ENTRIES |
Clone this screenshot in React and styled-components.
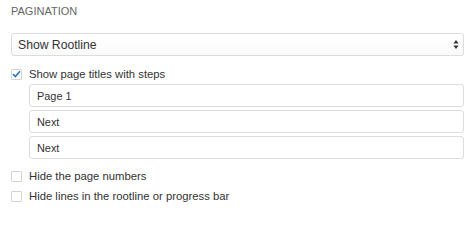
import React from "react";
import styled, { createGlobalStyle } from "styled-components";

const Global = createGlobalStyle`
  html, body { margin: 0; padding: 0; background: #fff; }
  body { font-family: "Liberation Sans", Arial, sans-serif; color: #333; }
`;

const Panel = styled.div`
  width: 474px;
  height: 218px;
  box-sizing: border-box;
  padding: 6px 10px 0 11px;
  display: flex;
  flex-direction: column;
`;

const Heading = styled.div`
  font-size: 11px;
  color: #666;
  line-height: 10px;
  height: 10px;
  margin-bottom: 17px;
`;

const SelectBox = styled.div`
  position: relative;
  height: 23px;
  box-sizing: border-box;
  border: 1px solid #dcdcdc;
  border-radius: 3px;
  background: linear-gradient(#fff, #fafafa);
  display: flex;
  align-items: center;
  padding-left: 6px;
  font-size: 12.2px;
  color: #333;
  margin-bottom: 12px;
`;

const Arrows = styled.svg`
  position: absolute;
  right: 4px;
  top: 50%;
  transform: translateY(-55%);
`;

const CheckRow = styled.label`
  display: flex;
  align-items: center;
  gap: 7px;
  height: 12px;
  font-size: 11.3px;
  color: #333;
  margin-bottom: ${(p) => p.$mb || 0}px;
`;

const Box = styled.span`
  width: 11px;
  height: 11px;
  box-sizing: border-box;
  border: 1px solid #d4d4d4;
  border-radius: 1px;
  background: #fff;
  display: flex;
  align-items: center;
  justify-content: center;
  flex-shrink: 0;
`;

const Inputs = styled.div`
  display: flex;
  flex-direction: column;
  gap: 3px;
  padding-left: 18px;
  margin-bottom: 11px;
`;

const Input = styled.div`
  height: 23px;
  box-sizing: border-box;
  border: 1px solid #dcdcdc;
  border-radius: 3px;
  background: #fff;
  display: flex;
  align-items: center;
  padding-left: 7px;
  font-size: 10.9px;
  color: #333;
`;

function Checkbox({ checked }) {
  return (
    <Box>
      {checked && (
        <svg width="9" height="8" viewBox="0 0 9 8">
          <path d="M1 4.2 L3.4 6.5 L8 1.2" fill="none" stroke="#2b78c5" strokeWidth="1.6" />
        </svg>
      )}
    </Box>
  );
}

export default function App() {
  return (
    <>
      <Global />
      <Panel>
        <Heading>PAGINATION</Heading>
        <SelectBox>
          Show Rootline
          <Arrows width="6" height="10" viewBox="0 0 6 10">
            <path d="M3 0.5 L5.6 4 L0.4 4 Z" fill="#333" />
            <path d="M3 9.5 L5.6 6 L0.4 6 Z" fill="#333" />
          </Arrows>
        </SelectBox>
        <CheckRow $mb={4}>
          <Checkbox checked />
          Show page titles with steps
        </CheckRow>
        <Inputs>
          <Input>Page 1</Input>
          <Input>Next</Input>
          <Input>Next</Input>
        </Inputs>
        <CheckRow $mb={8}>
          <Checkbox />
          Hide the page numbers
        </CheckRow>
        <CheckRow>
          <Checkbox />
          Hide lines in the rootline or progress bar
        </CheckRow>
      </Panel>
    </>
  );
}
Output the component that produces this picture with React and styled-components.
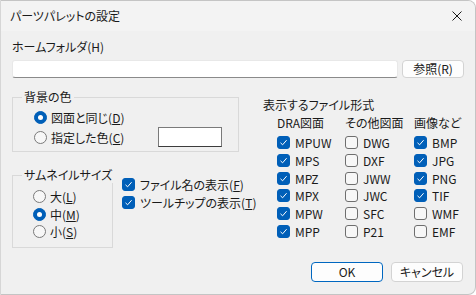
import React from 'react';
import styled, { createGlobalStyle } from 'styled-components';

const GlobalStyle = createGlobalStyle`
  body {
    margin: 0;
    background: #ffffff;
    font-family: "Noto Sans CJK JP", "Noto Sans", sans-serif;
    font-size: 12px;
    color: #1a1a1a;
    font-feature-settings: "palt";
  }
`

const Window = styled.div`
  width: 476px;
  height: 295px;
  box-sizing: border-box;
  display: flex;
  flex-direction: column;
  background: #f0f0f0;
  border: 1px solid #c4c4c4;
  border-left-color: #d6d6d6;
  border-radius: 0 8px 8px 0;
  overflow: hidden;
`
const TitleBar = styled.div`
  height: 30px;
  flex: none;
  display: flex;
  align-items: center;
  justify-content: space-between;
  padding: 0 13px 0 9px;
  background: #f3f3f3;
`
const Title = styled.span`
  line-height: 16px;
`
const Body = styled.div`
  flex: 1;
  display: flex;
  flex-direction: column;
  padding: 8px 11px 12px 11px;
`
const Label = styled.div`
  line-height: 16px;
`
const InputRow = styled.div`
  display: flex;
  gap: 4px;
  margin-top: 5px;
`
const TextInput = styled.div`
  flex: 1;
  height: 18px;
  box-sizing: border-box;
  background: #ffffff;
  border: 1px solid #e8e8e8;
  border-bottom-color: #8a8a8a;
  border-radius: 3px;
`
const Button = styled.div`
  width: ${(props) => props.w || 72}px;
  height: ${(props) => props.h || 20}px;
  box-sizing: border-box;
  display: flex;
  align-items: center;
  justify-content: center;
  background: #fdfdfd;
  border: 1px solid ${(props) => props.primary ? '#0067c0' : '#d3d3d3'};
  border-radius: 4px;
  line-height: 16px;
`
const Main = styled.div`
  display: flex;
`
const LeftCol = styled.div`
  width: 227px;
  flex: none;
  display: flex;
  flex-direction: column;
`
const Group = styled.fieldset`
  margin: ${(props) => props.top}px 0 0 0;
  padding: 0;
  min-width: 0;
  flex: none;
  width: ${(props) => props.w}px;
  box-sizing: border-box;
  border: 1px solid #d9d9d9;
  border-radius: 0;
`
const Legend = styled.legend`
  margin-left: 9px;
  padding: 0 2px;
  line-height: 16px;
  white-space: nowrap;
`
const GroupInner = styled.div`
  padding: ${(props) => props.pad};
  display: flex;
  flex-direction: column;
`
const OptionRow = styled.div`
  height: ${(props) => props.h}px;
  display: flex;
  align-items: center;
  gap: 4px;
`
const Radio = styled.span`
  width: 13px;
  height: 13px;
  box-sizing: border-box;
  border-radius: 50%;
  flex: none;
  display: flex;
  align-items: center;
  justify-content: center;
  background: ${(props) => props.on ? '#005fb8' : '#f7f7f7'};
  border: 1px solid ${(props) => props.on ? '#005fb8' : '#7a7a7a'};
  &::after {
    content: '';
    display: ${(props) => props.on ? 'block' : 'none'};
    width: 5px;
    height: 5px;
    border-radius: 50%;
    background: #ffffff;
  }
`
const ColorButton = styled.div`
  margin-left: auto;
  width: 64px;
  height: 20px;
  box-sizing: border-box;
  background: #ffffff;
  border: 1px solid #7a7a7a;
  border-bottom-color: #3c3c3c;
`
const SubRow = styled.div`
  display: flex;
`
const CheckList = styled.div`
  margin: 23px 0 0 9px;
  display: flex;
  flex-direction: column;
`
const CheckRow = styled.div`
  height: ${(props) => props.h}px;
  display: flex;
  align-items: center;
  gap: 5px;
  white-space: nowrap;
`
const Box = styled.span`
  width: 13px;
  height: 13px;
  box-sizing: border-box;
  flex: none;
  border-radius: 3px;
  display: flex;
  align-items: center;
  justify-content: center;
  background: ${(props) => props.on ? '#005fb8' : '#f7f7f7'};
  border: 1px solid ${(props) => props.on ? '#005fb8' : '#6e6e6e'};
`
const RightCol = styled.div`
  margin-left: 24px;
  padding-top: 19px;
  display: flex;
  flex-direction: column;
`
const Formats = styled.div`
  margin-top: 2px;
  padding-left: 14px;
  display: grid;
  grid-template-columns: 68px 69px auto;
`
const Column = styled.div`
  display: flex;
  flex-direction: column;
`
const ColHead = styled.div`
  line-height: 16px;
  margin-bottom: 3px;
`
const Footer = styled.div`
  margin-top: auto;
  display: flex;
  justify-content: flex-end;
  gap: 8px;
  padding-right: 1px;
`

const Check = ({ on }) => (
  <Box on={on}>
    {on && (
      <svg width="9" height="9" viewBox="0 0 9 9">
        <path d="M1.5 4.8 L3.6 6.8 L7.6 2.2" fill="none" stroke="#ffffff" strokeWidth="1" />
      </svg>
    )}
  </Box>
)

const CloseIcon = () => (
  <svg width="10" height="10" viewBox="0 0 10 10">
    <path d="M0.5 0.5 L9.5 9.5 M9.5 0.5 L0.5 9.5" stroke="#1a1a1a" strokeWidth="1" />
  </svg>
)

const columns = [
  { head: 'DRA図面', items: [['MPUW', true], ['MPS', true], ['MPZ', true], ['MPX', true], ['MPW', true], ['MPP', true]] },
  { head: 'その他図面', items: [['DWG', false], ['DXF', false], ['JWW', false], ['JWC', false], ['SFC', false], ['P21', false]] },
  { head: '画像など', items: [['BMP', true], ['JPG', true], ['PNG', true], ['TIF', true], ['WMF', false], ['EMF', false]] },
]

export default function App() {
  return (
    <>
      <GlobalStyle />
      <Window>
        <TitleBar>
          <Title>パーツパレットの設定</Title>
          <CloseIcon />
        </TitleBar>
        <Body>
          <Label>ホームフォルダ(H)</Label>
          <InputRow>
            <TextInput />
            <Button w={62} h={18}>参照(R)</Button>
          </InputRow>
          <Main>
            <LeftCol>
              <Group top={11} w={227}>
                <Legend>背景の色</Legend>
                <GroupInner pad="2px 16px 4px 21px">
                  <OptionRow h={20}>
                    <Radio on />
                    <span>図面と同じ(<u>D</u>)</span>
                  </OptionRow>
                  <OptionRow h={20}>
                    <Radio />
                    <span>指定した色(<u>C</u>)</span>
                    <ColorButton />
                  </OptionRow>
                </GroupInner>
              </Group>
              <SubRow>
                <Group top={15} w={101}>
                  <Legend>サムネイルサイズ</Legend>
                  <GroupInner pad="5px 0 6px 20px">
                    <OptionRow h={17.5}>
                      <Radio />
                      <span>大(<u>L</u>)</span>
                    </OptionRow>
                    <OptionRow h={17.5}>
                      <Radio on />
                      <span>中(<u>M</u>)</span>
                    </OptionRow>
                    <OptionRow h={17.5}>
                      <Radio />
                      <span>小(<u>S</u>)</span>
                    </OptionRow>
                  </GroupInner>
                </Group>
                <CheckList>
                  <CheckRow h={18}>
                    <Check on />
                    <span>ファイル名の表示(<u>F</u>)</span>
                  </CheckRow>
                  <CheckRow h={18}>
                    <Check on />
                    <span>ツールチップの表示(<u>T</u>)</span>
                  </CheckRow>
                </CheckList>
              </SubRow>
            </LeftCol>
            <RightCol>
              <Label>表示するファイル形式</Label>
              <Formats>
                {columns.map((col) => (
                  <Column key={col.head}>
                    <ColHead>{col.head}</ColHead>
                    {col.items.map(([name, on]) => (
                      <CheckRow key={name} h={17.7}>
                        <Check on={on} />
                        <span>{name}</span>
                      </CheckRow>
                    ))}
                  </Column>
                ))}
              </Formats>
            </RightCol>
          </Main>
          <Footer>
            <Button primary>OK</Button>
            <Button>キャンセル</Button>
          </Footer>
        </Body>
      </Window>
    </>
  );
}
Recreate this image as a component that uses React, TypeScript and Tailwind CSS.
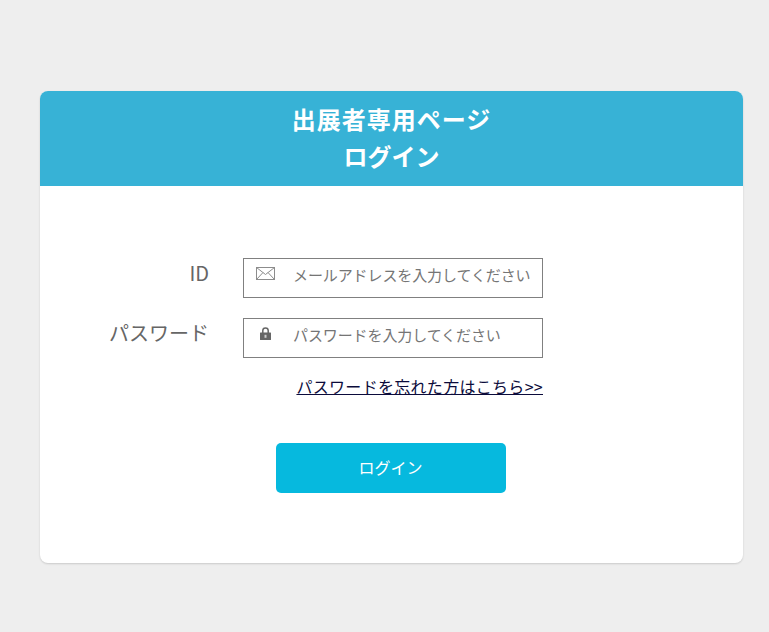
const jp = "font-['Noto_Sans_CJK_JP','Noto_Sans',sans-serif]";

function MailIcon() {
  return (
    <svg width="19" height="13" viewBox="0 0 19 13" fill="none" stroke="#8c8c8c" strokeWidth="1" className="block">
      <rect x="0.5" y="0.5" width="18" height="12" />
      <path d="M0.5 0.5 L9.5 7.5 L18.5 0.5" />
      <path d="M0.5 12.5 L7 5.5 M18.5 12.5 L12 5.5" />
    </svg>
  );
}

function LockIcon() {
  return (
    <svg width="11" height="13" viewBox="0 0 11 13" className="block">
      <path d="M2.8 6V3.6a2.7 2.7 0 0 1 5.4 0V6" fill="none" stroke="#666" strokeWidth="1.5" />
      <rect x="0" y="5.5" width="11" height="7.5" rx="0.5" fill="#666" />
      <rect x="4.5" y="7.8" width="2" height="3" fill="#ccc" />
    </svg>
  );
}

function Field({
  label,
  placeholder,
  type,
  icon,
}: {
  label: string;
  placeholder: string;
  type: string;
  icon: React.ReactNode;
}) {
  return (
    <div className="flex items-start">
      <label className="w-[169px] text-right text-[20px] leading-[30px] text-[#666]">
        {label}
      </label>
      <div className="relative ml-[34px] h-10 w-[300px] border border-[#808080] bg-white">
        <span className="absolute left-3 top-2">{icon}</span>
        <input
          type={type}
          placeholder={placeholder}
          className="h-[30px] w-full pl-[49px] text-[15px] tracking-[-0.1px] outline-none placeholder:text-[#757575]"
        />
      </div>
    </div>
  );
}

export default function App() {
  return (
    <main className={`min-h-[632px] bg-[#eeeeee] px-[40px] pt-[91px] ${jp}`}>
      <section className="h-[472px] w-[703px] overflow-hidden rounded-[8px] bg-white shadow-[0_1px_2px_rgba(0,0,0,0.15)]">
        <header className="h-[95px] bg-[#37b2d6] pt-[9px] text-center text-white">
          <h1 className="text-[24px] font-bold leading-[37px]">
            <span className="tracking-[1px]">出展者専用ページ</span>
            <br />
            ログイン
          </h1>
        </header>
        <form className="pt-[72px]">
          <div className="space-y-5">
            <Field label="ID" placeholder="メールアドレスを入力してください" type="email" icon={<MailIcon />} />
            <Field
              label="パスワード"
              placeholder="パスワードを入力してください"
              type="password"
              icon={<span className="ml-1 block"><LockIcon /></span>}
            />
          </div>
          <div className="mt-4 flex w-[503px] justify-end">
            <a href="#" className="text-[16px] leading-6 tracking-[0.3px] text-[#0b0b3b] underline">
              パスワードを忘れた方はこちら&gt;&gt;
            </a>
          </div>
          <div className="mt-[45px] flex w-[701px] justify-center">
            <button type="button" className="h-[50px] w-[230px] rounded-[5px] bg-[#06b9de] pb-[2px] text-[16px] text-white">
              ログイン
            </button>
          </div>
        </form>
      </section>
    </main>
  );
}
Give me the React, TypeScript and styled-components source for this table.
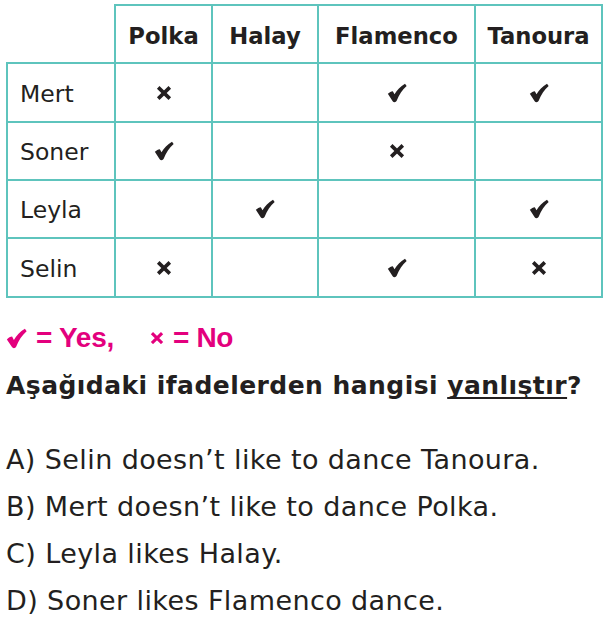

GOAL | Report every line containing the word "this" from the listing above.

OUTPUT BELOW |
Clone this screenshot in React and styled-components.
Output the component that produces this picture with React and styled-components.
Recreate this image as a component that uses React, TypeScript and Tailwind CSS.
Give me the React, TypeScript and styled-components source for this table.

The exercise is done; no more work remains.